I feel like this time it is indeed in the training set, because it is too good to be true.

Can you run your other tests and see the difference?

simonw 6 hours ago
It went pretty wild with "Generate an SVG of a NORTH VIRGINIA OPOSSUM ON AN E-SCOOTER":
https://gist.github.com/simonw/95735fe5e76e6fdf1753e6dcce360...
- throwaw12 6 hours ago
  
  compared to your test with GLM 5.1, this indeed looks off
  https://xcancel.com/simonw/status/2041646779553476801
  
  14 replies →
sifar 2 hours ago

I think at this point we can safely put the pelican test in the category of Goodhart's law.
amelius 2 hours ago

If I were them I'd run such requests through a diffusion model, and then try to distill an SVG out of that.
m3kw9 6 hours ago
if they cook these in, i wonder what else was cooked in there to make it look good.
- zargon 6 hours ago
  
  Everything is benchmaxxed. Whack-a-mole training is at least as representative of what is getting added to models as more general training advances.

ahoog42 6 hours ago

at what point do model providers optimize for the "pelican riding a bicycle" test so they place well on Simon's influential benchmark? :-)

hansonkd 5 hours ago

They almost certainly are, even if unknowingly, because HN and all blogs get piped continuously into all models' training corpus.
simonw 5 hours ago
See https://simonwillison.net/2025/Nov/13/training-for-pelicans-...
- mudkipdev 2 hours ago
  
  Why is the assumption that they trained for a pelican on a bicycle, rather than running RL for all kinds of 'generate an SVG' tasks?

sbinnee 2 hours ago

I don’t think I ever heard you said excellent for the pelican test. It looks excellent indeed!
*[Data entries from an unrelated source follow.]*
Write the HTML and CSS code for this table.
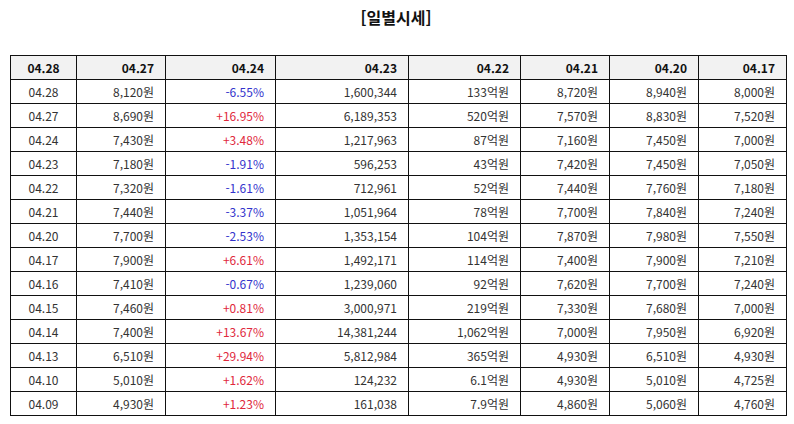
FILE: index.html
```html
<!DOCTYPE html>
<html lang="ko">
<head>
<meta charset="utf-8">
<title>일별시세</title>
<link rel="stylesheet" href="styles.css">
</head>
<body>
<div class="page">
  <h1 class="title">[일별시세]</h1>
  <table class="quotes">
    <colgroup>
      <col class="c1"><col class="c2"><col class="c3"><col class="c4"><col class="c5"><col class="c6"><col class="c7"><col class="c8">
    </colgroup>
    <thead>
      <tr><th>04.28</th><th>04.27</th><th>04.24</th><th>04.23</th><th>04.22</th><th>04.21</th><th>04.20</th><th>04.17</th></tr>
    </thead>
    <tbody>
      <tr><td>04.28</td><td>8,120원</td><td class="down">-6.55%</td><td>1,600,344</td><td>133억원</td><td>8,720원</td><td>8,940원</td><td>8,000원</td></tr>
      <tr><td>04.27</td><td>8,690원</td><td class="up">+16.95%</td><td>6,189,353</td><td>520억원</td><td>7,570원</td><td>8,830원</td><td>7,520원</td></tr>
      <tr><td>04.24</td><td>7,430원</td><td class="up">+3.48%</td><td>1,217,963</td><td>87억원</td><td>7,160원</td><td>7,450원</td><td>7,000원</td></tr>
      <tr><td>04.23</td><td>7,180원</td><td class="down">-1.91%</td><td>596,253</td><td>43억원</td><td>7,420원</td><td>7,450원</td><td>7,050원</td></tr>
      <tr><td>04.22</td><td>7,320원</td><td class="down">-1.61%</td><td>712,961</td><td>52억원</td><td>7,440원</td><td>7,760원</td><td>7,180원</td></tr>
      <tr><td>04.21</td><td>7,440원</td><td class="down">-3.37%</td><td>1,051,964</td><td>78억원</td><td>7,700원</td><td>7,840원</td><td>7,240원</td></tr>
      <tr><td>04.20</td><td>7,700원</td><td class="down">-2.53%</td><td>1,353,154</td><td>104억원</td><td>7,870원</td><td>7,980원</td><td>7,550원</td></tr>
      <tr><td>04.17</td><td>7,900원</td><td class="up">+6.61%</td><td>1,492,171</td><td>114억원</td><td>7,400원</td><td>7,900원</td><td>7,210원</td></tr>
      <tr><td>04.16</td><td>7,410원</td><td class="down">-0.67%</td><td>1,239,060</td><td>92억원</td><td>7,620원</td><td>7,700원</td><td>7,240원</td></tr>
      <tr><td>04.15</td><td>7,460원</td><td class="up">+0.81%</td><td>3,000,971</td><td>219억원</td><td>7,330원</td><td>7,680원</td><td>7,000원</td></tr>
      <tr><td>04.14</td><td>7,400원</td><td class="up">+13.67%</td><td>14,381,244</td><td>1,062억원</td><td>7,000원</td><td>7,950원</td><td>6,920원</td></tr>
      <tr><td>04.13</td><td>6,510원</td><td class="up">+29.94%</td><td>5,812,984</td><td>365억원</td><td>4,930원</td><td>6,510원</td><td>4,930원</td></tr>
      <tr><td>04.10</td><td>5,010원</td><td class="up">+1.62%</td><td>124,232</td><td>6.1억원</td><td>4,930원</td><td>5,010원</td><td>4,725원</td></tr>
      <tr><td>04.09</td><td>4,930원</td><td class="up">+1.23%</td><td>161,038</td><td>7.9억원</td><td>4,860원</td><td>5,060원</td><td>4,760원</td></tr>
    </tbody>
  </table>
</div>
</body>
</html>
```

FILE: styles.css
```css
html, body {
  margin: 0;
  padding: 0;
  background: #ffffff;
}

body {
  font-family: "Noto Sans CJK KR", "Noto Sans", sans-serif;
  color: #333333;
}

.page {
  padding: 5px 10px 0 10px;
}

.title {
  margin: 0;
  text-align: center;
  font-size: 16px;
  font-weight: bold;
  color: #111111;
  line-height: 24px;
  height: 24px;
  padding-right: 2px;
}

.quotes {
  margin-top: 26px;
  width: 776px;
  border-collapse: collapse;
  table-layout: fixed;
  font-size: 12px;
}

.c1 { width: 66px; }
.c2 { width: 89px; }
.c3 { width: 110px; }
.c4 { width: 133px; }
.c5 { width: 112px; }
.c6 { width: 89px; }
.c7 { width: 89px; }
.c8 { width: 88px; }

.quotes th,
.quotes td {
  border: 1px solid #111111;
  height: 23px;
  padding: 0 11px 0 4px;
  text-align: right;
  line-height: 23px;
  white-space: nowrap;
}

.quotes th {
  background: #f2f2f2;
  font-weight: bold;
  color: #111111;
}

.quotes th:first-child,
.quotes td:first-child {
  text-align: center;
  padding: 0;
}

.quotes td {
  color: #333333;
}

.quotes td.up {
  color: #e0283c;
}

.quotes td.down {
  color: #3333cc;
}
```
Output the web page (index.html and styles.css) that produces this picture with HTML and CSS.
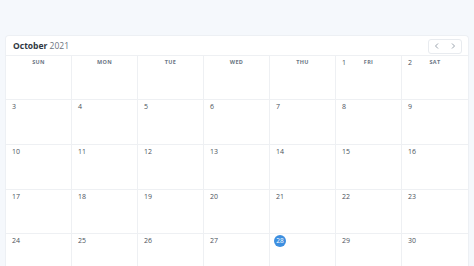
FILE: index.html
```html
<!DOCTYPE html>
<html>
<head>
<meta charset="utf-8">
<link rel="stylesheet" href="styles.css">
</head>
<body>
<div class="card">
  <div class="head">
    <div class="title"><b>October</b> <span>2021</span></div>
    <div class="nav">
      <span class="btn"><svg width="8" height="8" viewBox="0 0 8 8"><path d="M5 1.5L2.5 4L5 6.5" fill="none" stroke="#9aa3ad" stroke-width="1"/></svg></span>
      <span class="btn"><svg width="8" height="8" viewBox="0 0 8 8"><path d="M3 1.5L5.5 4L3 6.5" fill="none" stroke="#9aa3ad" stroke-width="1"/></svg></span>
    </div>
  </div>
  <div class="grid">
    <div class="cell"><span class="dow">SUN</span></div>
    <div class="cell"><span class="dow">MON</span></div>
    <div class="cell"><span class="dow">TUE</span></div>
    <div class="cell"><span class="dow">WED</span></div>
    <div class="cell"><span class="dow">THU</span></div>
    <div class="cell"><span class="num">1</span><span class="dow">FRI</span></div>
    <div class="cell"><span class="num">2</span><span class="dow">SAT</span></div>

    <div class="cell"><span class="num">3</span></div>
    <div class="cell"><span class="num">4</span></div>
    <div class="cell"><span class="num">5</span></div>
    <div class="cell"><span class="num">6</span></div>
    <div class="cell"><span class="num">7</span></div>
    <div class="cell"><span class="num">8</span></div>
    <div class="cell"><span class="num">9</span></div>

    <div class="cell"><span class="num">10</span></div>
    <div class="cell"><span class="num">11</span></div>
    <div class="cell"><span class="num">12</span></div>
    <div class="cell"><span class="num">13</span></div>
    <div class="cell"><span class="num">14</span></div>
    <div class="cell"><span class="num">15</span></div>
    <div class="cell"><span class="num">16</span></div>

    <div class="cell"><span class="num">17</span></div>
    <div class="cell"><span class="num">18</span></div>
    <div class="cell"><span class="num">19</span></div>
    <div class="cell"><span class="num">20</span></div>
    <div class="cell"><span class="num">21</span></div>
    <div class="cell"><span class="num">22</span></div>
    <div class="cell"><span class="num">23</span></div>

    <div class="cell"><span class="num">24</span></div>
    <div class="cell"><span class="num">25</span></div>
    <div class="cell"><span class="num">26</span></div>
    <div class="cell"><span class="num">27</span></div>
    <div class="cell"><span class="num today">28</span></div>
    <div class="cell"><span class="num">29</span></div>
    <div class="cell"><span class="num">30</span></div>
  </div>
</div>
</body>
</html>
```
FILE: styles.css
```css
html, body {
  margin: 0;
  padding: 0;
  background: #f5f8fc;
  font-family: "Open Sans", "Noto Sans", sans-serif;
  overflow: hidden;
}
.card {
  margin: 35px 5px 0 5px;
  width: 464px;
  background: #fff;
  border: 1px solid #edf0f4;
  border-bottom: none;
  border-radius: 4px 4px 0 0;
  box-sizing: border-box;
}
.head {
  height: 19px;
  display: flex;
  align-items: center;
  justify-content: space-between;
  padding: 0 6px 0 7px;
}
.title {
  font-size: 8.5px;
  color: #2f3742;
}
.title b {
  font-weight: 700;
}
.title span {
  color: #6b7480;
}
.nav {
  display: flex;
  border: 1px solid #e8ebef;
  border-radius: 3px;
  height: 13px;
  margin-top: 1px;
}
.btn {
  width: 16px;
  display: flex;
  align-items: center;
  justify-content: center;
}
.grid {
  display: grid;
  grid-template-columns: repeat(7, 1fr);
  grid-template-rows: 44px 45px 45px 44px 45px;
}
.cell {
  border-top: 1px solid #eef0f3;
  border-right: 1px solid #eef0f3;
  position: relative;
  padding: 2px 0 0 6px;
  display: flex;
  align-items: flex-start;
}
.cell:nth-child(7n) {
  border-right: none;
}
.dow {
  position: absolute;
  left: 0;
  right: 0;
  top: 2px;
  text-align: center;
  font-size: 5.5px;
  font-weight: 700;
  letter-spacing: 0.3px;
  color: #6b7684;
  line-height: 8px;
}
.num {
  display: block;
  font-size: 7px;
  color: #4b525b;
  line-height: 10px;
}
.today {
  width: 12px;
  height: 12px;
  line-height: 12px;
  border-radius: 50%;
  background: #3d8fe0;
  color: #fff;
  text-align: center;
  margin-left: -2px;
  margin-top: -1px;
  font-size: 6.5px;
}
```
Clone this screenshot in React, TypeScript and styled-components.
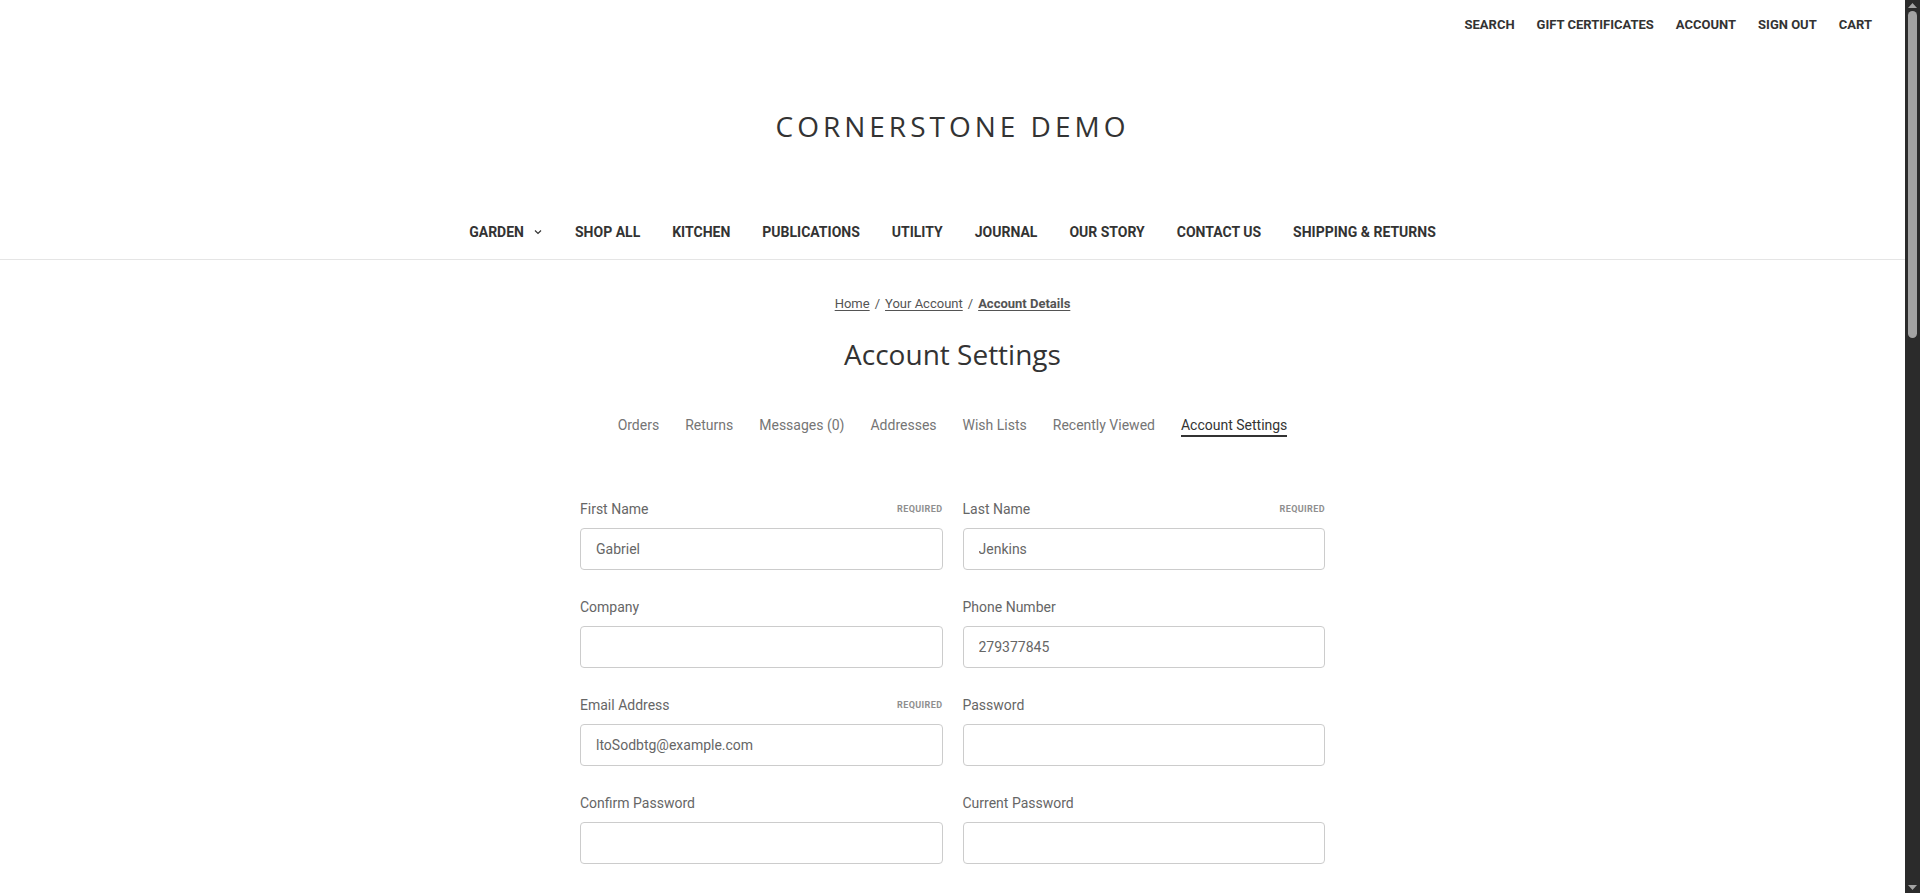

The trend went to MoE model for some times and this time around is dense model again. I wonder if closed models are also following this trend: MoE for faster ones and dense for pro model.

halJordan 3 hours ago

These are the stupidest things to cleave to.

echelon 4 hours ago

Metrics and toy examples can be gamed. Rather than these silly examples, how does it feel?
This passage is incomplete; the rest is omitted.